Information : Ce contenu a été publié il y a un certain temps. Il est possible que des éléments présentés ici aient changé depuis.

L’avenue des belges est traversée par un pont, permettant le passage de la voie ferrée sous elle :

Le pont traversant l’avenue des Belges vue depuis l’esplanade de l’Arche

Évoquer l’apparition de ce pont, c’est surtout évoquer l’histoire de la voie qu’il traverse. Chose qui va être faite ci-dessous.


Avant l’avenue des Belges – La nouvelle route de Marseille :

L’apparition de l’actuelle avenue des Belges résulte de la création de la place de la Rotonde à la fin du XVIIIe siècle.

Cette nouvelle voie devait alors devenir la nouvelle « route de Marseille », et remplacer l’ancienne qui passait plus à l’est, par le quartier des Fenouillères.

Cette route ne fut pas vraiment tracée, mais plutôt construite.
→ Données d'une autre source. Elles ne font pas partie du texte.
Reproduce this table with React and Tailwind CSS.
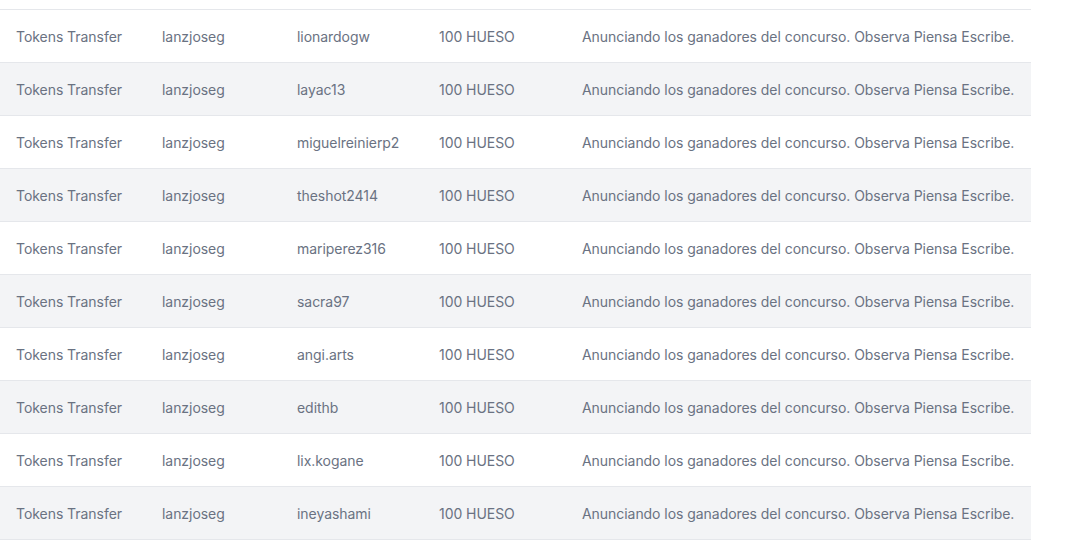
const names = ["lionardogw","layac13","miguelreinierp2","theshot2414","mariperez316","sacra97","angi.arts","edithb","lix.kogane","ineyashami"];

export default function App() {
  return (
    <div className="w-[1075px] h-[551px] bg-white pt-[9px]" style={{fontFamily: "Inter, 'Liberation Sans', sans-serif"}}>
      <table className="w-[1031px] table-fixed border-collapse border-t border-gray-200 text-sm text-gray-500 tracking-[-0.05px]">
        <colgroup>
          <col className="w-[146px]" />
          <col className="w-[135px]" />
          <col className="w-[142px]" />
          <col className="w-[143px]" />
          <col className="w-[465px]" />
        </colgroup>
        <tbody>
          {names.map((n, i) => (
            <tr key={n} className={`h-[53px] border-b border-gray-200 ${i % 2 === 1 ? "bg-gray-100" : "bg-white"}`}>
              <td className="px-4 pt-[2px] whitespace-nowrap">Tokens Transfer</td>
              <td className="px-4 pt-[2px] whitespace-nowrap">lanzjoseg</td>
              <td className="px-4 pt-[2px] whitespace-nowrap">{n}</td>
              <td className="px-4 pt-[2px] whitespace-nowrap">100 HUESO</td>
              <td className="px-4 pt-[2px] whitespace-nowrap">Anunciando los ganadores del concurso. Observa Piensa Escribe.</td>
            </tr>
          ))}
        </tbody>
      </table>
    </div>
  );
}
En effet, à l’origine, le secteur qu’elle devait emprunter n’était pas aussi élevé que de nos jours. Une sorte de vaste plaine formait alors le secteur en contrebas de la ville jusqu’au Mont-Perrin.
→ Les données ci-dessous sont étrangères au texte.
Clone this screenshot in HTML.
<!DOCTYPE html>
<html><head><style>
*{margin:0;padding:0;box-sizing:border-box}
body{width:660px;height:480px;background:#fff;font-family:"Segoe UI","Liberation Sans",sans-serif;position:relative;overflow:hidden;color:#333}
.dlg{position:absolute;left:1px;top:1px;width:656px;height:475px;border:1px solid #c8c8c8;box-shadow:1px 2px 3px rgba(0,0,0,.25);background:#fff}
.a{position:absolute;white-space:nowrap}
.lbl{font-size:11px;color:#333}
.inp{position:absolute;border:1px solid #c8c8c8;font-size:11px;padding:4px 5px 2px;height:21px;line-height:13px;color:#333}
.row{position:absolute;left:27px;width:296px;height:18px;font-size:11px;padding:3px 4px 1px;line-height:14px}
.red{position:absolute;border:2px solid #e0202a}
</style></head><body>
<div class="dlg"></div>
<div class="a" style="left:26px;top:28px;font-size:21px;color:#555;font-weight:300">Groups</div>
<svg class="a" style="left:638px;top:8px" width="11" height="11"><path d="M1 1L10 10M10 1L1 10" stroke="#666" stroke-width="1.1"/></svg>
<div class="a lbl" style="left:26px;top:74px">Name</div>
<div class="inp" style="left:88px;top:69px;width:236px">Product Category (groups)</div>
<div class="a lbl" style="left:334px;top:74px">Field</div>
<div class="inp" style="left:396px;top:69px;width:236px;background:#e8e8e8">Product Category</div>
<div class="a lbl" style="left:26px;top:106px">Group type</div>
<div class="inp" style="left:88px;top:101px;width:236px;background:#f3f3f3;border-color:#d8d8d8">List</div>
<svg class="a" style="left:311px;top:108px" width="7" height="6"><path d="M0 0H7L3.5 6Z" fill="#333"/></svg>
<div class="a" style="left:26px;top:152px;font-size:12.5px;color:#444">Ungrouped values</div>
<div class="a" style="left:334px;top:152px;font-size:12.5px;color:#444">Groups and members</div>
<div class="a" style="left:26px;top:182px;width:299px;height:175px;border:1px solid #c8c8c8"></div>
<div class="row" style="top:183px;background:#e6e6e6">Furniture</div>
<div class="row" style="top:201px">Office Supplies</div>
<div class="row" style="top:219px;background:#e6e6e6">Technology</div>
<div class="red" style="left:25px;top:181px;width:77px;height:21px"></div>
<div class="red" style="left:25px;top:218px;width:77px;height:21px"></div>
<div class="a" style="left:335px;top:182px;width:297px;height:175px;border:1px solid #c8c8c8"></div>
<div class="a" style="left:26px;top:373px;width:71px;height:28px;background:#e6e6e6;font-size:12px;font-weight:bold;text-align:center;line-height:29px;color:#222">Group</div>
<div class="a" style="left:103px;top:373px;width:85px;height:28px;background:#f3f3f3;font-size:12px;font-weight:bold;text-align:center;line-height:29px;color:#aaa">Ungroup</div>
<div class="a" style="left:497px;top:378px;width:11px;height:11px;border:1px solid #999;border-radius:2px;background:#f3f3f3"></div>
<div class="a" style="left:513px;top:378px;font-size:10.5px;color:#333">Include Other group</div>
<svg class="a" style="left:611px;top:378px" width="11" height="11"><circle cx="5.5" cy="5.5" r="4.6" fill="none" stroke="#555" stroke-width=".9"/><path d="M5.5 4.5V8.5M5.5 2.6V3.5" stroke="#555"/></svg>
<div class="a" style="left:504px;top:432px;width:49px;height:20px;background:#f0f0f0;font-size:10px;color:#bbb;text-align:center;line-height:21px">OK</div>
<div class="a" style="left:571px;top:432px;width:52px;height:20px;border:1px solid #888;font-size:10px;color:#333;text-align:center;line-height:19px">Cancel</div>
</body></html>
Pour mettre la route à niveau, on a utilisé les remblais excavés du Mont-Perrin lors du percement de la partie de la voie formant l’actuelle avenue Pierre Brossolette (1).

Une fois achevée, la route traversait la plaine sur un talus d’environ 300m de long pour plus d’une trentaine de mètres de large, et située 6 à 7 mètres plus haut que le décor environnant.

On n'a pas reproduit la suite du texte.